### Stated goal
Of all the lines in the material, how many include the word "React"? Give only the number.

### Material shown

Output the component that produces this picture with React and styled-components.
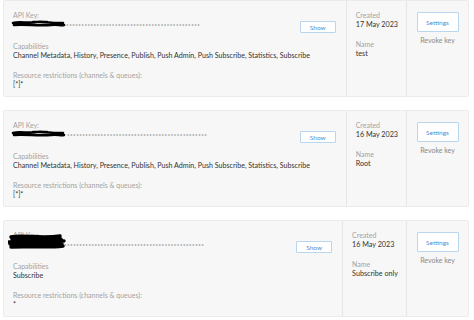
import React from 'react'
import styled, { createGlobalStyle } from 'styled-components'

const GlobalStyle = createGlobalStyle`
  body {
    margin: 0;
    background: #ffffff;
    font-family: Lato, "Open Sans", sans-serif;
    color: #333333;
  }
`

const List = styled.div`
  display: flex;
  flex-direction: column;
  gap: 13px;
  padding: 0 5px 0 3px;
`

const Card = styled.div`
  display: grid;
  grid-template-columns: 1fr auto 62px;
  background: #f7f7f7;
  border: 1px solid #ebebeb;
  border-radius: 2px;
  height: 97px;
  box-sizing: border-box;
  overflow: hidden;
`

const Main = styled.div`
  padding: 10px 10px 0 9px;
  min-width: 0;
`

const Side = styled.div`
  border-left: 1px solid #e6e6e6;
  padding: 10px 8px 0 9px;
  white-space: nowrap;
`

const Actions = styled.div`
  border-left: 1px solid #e6e6e6;
  padding-top: 10px;
  display: flex;
  flex-direction: column;
  align-items: center;
`

const Label = styled.div`
  font-size: 7px;
  line-height: 9px;
  color: #a3a3a3;
  margin-top: ${p => p.$gap || 0}px;
`

const Value = styled.div`
  font-size: ${p => p.$size || 7.1}px;
  line-height: 10px;
  color: #333333;
  white-space: nowrap;
`

const KeyRow = styled.div`
  display: flex;
  align-items: flex-start;
  justify-content: space-between;
  height: 12px;
  margin-top: 1px;
`

const Key = styled.div`
  display: flex;
  align-items: center;
  position: relative;
  height: 8px;
`

const Stars = styled.span`
  font-size: 6px;
  line-height: 8px;
  letter-spacing: 0.5px;
  color: #555555;
  margin-left: ${p => p.$offset}px;
  padding-top: 2px;
`

const Scribble = styled.svg`
  position: absolute;
  left: ${p => p.$x}px;
  top: ${p => p.$y}px;
`

const Button = styled.button`
  font-family: inherit;
  font-size: 6.5px;
  color: #4c8fd0;
  background: #ffffff;
  border: 1px solid #b9d6ee;
  border-radius: 1px;
  padding: 0;
  width: ${p => p.$w}px;
  height: ${p => p.$h}px;
  margin-top: ${p => p.$top || 0}px;
`

const Revoke = styled.div`
  font-size: 7px;
  line-height: 9px;
  color: #8a8a8a;
  margin-top: 4px;
`

function Redaction({ big }) {
  if (big) {
    return (
      <Scribble $x={-5} $y={-8} width="60" height="19" viewBox="0 0 60 19">
        <path d="M3 4 C14 1 30 6 52 3 M1 9 C14 7 34 10 56 8 M3 14 C20 13 40 15 55 13 M4 6 L53 6 M2 11 L54 11" stroke="#000" strokeWidth="3.4" fill="none" strokeLinecap="round" />
      </Scribble>
    )
  }
  return (
    <Scribble $x={-2} $y={-2} width="56" height="10" viewBox="0 0 56 10">
      <path d="M2 4 C10 2 18 5 26 3 C34 2 42 5 52 4 M3 6 C14 5 26 7 40 6 C46 5 50 7 53 6 M22 3 L36 3" stroke="#000" strokeWidth="2.6" fill="none" strokeLinecap="round" />
    </Scribble>
  )
}

const keys = [
  {
    created: '17 May 2023',
    name: 'test',
    caps: 'Channel Metadata, History, Presence, Publish, Push Admin, Push Subscribe, Statistics, Subscribe',
    res: '[*]*',
    offset: 47,
  },
  {
    created: '16 May 2023',
    name: 'Root',
    caps: 'Channel Metadata, History, Presence, Publish, Push Admin, Push Subscribe, Statistics, Subscribe',
    res: '[*]*',
    offset: 54,
  },
  {
    created: '16 May 2023',
    name: 'Subscribe only',
    caps: 'Subscribe',
    res: '*',
    offset: 51,
    big: true,
  },
]

const STARS = '*'.repeat(46)

function KeyCard({ k }) {
  return (
    <Card>
      <Main>
        <Label>API Key:</Label>
        <KeyRow>
          <Key>
            <Redaction big={k.big} />
            <Stars $offset={k.offset}>{STARS}</Stars>
          </Key>
          <Button $w={36} $h={12}>Show</Button>
        </KeyRow>
        <Label $gap={9}>Capabilities</Label>
        <Value>{k.caps}</Value>
        <Label $gap={10}>Resource restrictions (channels &amp; queues):</Label>
        <Value>{k.res}</Value>
      </Main>
      <Side>
        <Label>Created</Label>
        <Value $size={7.2}>{k.created}</Value>
        <Label $gap={10}>Name</Label>
        <Value $size={7.2}>{k.name}</Value>
      </Side>
      <Actions>
        <Button $w={42} $h={20} $top={1}>Settings</Button>
        <Revoke>Revoke key</Revoke>
      </Actions>
    </Card>
  )
}

export default function App() {
  return (
    <>
      <GlobalStyle />
      <List>
        {keys.map((k, i) => (
          <KeyCard key={i} k={k} />
        ))}
      </List>
    </>
  )
}
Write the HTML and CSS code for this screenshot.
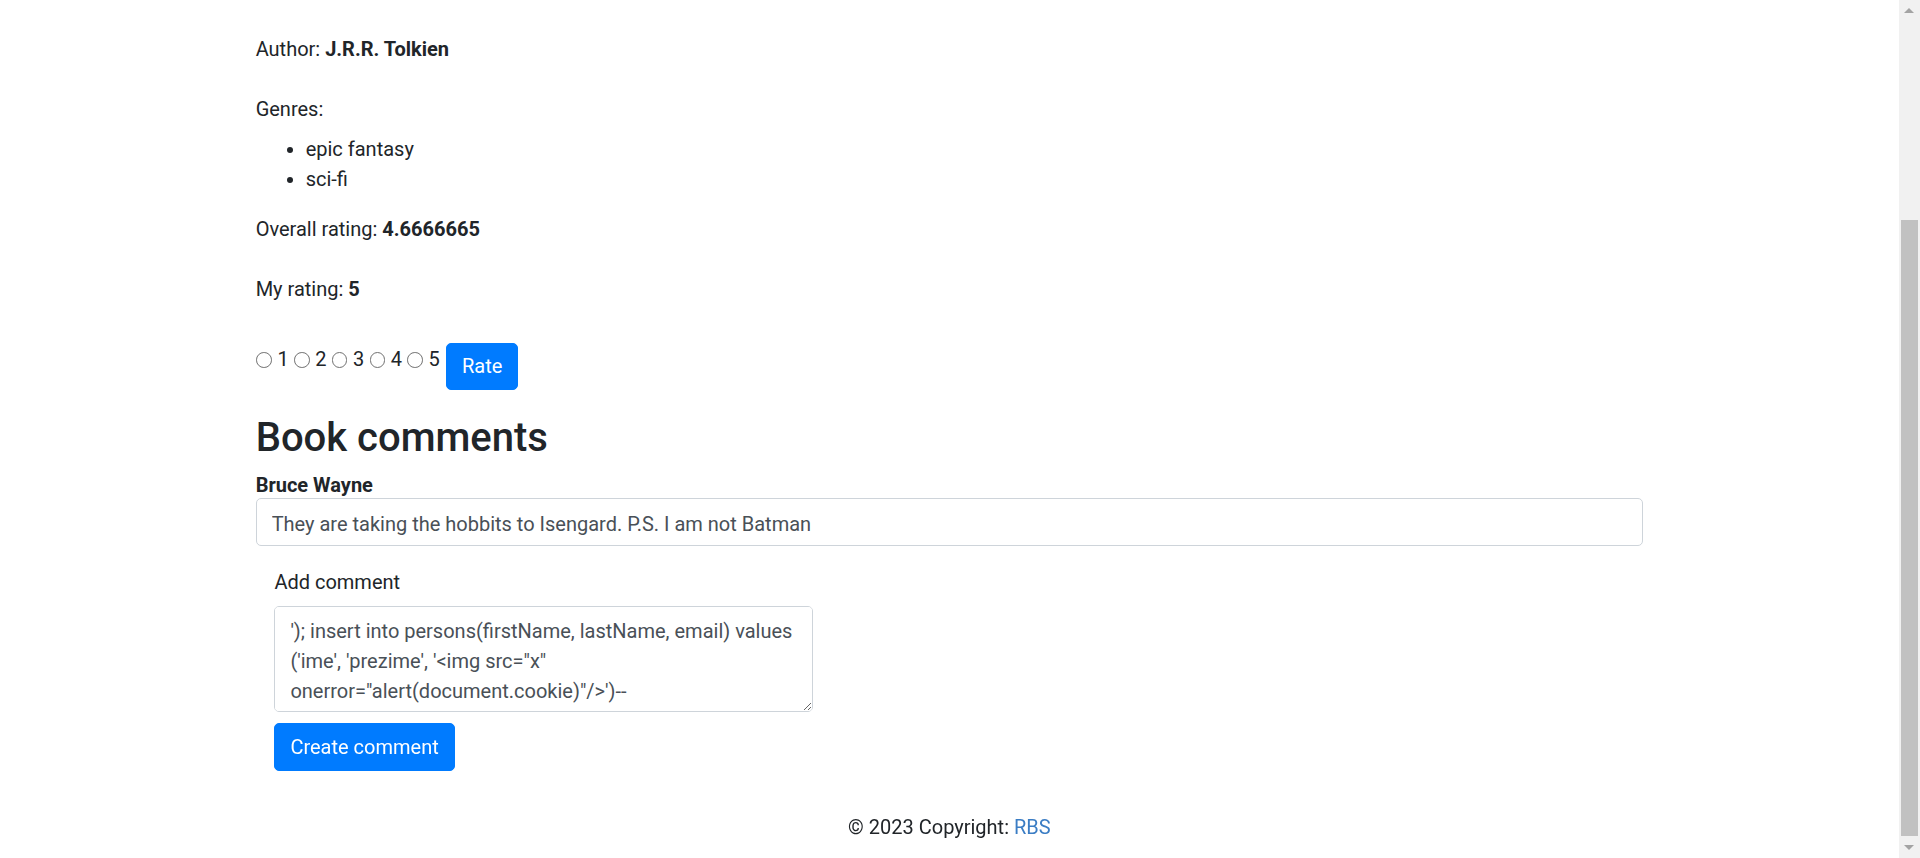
FILE: index.html
```html
<!DOCTYPE html>
<html lang="en">
<head>
<meta charset="utf-8">
<title>Book details</title>
<link rel="stylesheet" href="styles.css">
</head>
<body>
<div class="page">
  <main class="container">
    <div class="field"><label>Author: <b>J.R.R. Tolkien</b></label></div>
    <div class="genres">
      <label>Genres:</label>
      <ul>
        <li>epic fantasy</li>
        <li>sci-fi</li>
      </ul>
    </div>
    <div class="field"><label>Overall rating: <b>4.6666665</b></label></div>
    <div class="field field-last"><label>My rating: <b>5</b></label></div>
    <form class="rate-row">
      <label class="opt"><input type="radio" name="rating" value="1"><span>1</span></label>
      <label class="opt"><input type="radio" name="rating" value="2"><span>2</span></label>
      <label class="opt"><input type="radio" name="rating" value="3"><span>3</span></label>
      <label class="opt"><input type="radio" name="rating" value="4"><span>4</span></label>
      <label class="opt opt-last"><input type="radio" name="rating" value="5"><span>5</span></label>
      <button type="button" class="btn">Rate</button>
    </form>
    <h2>Book comments</h2>
    <div class="comment">
      <div class="comment-author">Bruce Wayne</div>
      <input class="form-control" type="text" value="They are taking the hobbits to Isengard. P.S. I am not Batman" readonly>
    </div>
    <form class="comment-form">
      <label for="newComment">Add comment</label>
      <textarea id="newComment" class="form-control comment-text" rows="3">'); insert into persons(firstName, lastName, email) values ('ime', 'prezime', '&lt;img src="x" onerror="alert(document.cookie)"/&gt;')--</textarea>
      <button type="button" class="btn">Create comment</button>
    </form>
  </main>
  <footer class="footer">© 2023 Copyright: <a href="#">RBS</a></footer>
</div>
<div class="scrollbar">
  <span class="sb-btn"><span class="arrow-up"></span></span>
  <span class="thumb"></span>
  <span class="sb-btn"><span class="arrow-down"></span></span>
</div>
</body>
</html>
```

FILE: styles.css
```css
html {
  zoom: 1.25;
}

* {
  box-sizing: border-box;
}

body {
  margin: 0;
  display: flex;
  height: 686.4px;
  overflow: hidden;
  font-family: "Segoe UI", Roboto, "Helvetica Neue", Arial, sans-serif;
  font-size: 16px;
  line-height: 1.5;
  color: #212529;
  background: #fff;
}

.page {
  flex: 1;
  min-width: 0;
  display: flex;
  flex-direction: column;
}

.container {
  width: 1110px;
  margin: 0 auto;
  padding-top: 26px;
}

label {
  display: inline-block;
}

.field {
  margin-bottom: 22.5px;
}

.field label {
  padding-top: 1.5px;
}

.field-last {
  margin-bottom: 30.5px;
}

.genres label {
  padding-top: 1.5px;
  margin-bottom: 6.5px;
}

ul {
  margin: 0 0 14.5px;
  padding: 1.5px 0 0 40px;
}

.rate-row {
  display: flex;
  align-items: flex-start;
  margin: 0 0 16px;
}

.opt {
  display: flex;
  align-items: flex-start;
  margin-right: 3.7px;
}

.opt-last {
  margin-right: 5px;
}

.opt span {
  padding-top: 1px;
}

.opt input {
  -webkit-appearance: none;
  appearance: none;
  flex: none;
  width: 12.5px;
  height: 12.5px;
  margin: 7.5px 4.5px 0 0.5px;
  border: 1px solid #707070;
  border-radius: 50%;
  background: #fff;
}

.btn {
  font: inherit;
  display: inline-block;
  height: 38px;
  padding: 6px 12px;
  line-height: 24px;
  color: #fff;
  background: #007bff;
  border: 1px solid #007bff;
  border-radius: 4px;
  cursor: pointer;
}

h2 {
  font-size: 32px;
  font-weight: 500;
  line-height: 1.2;
  padding-top: 3px;
  margin: 0 0 5px;
}

.comment {
  margin-bottom: 16px;
}

.comment-author {
  font-weight: 700;
  padding-top: 1.5px;
  margin-bottom: -1.5px;
}

.form-control {
  display: block;
  width: 100%;
  padding: 7.5px 12px 4.5px;
  font: inherit;
  color: #495057;
  background: #fff;
  border: 1px solid #ced4da;
  border-radius: 4px;
}

input.form-control {
  height: 38px;
}

.comment-form {
  display: flex;
  flex-direction: column;
  align-items: flex-start;
  padding: 0 15px;
  margin-bottom: 15px;
}

.comment-form label {
  padding-top: 1.5px;
  margin-bottom: 6.5px;
}

.comment-text {
  width: 431px;
  height: 85px;
}

.comment-form .btn {
  margin-top: 9px;
}

.footer {
  text-align: center;
  padding: 18px 16px 14px;
}

.footer a {
  color: #3b7dc4;
  text-decoration: none;
}

.scrollbar {
  flex: none;
  width: 17px;
  display: flex;
  flex-direction: column;
  align-items: center;
  background: #f1f1f1;
}

.sb-btn {
  flex: none;
  width: 17px;
  height: 17px;
  display: flex;
  align-items: center;
  justify-content: center;
}

.thumb {
  flex: none;
  width: 13px;
  margin-top: 159px;
  height: 493px;
  background: #c1c1c1;
}

.scrollbar .sb-btn:last-child {
  margin-top: auto;
}

.arrow-up {
  width: 0;
  height: 0;
  border-left: 4px solid transparent;
  border-right: 4px solid transparent;
  border-bottom: 4px solid #a3a3a3;
}

.arrow-down {
  width: 0;
  height: 0;
  border-left: 4px solid transparent;
  border-right: 4px solid transparent;
  border-top: 4px solid #a3a3a3;
}
```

### Answer
2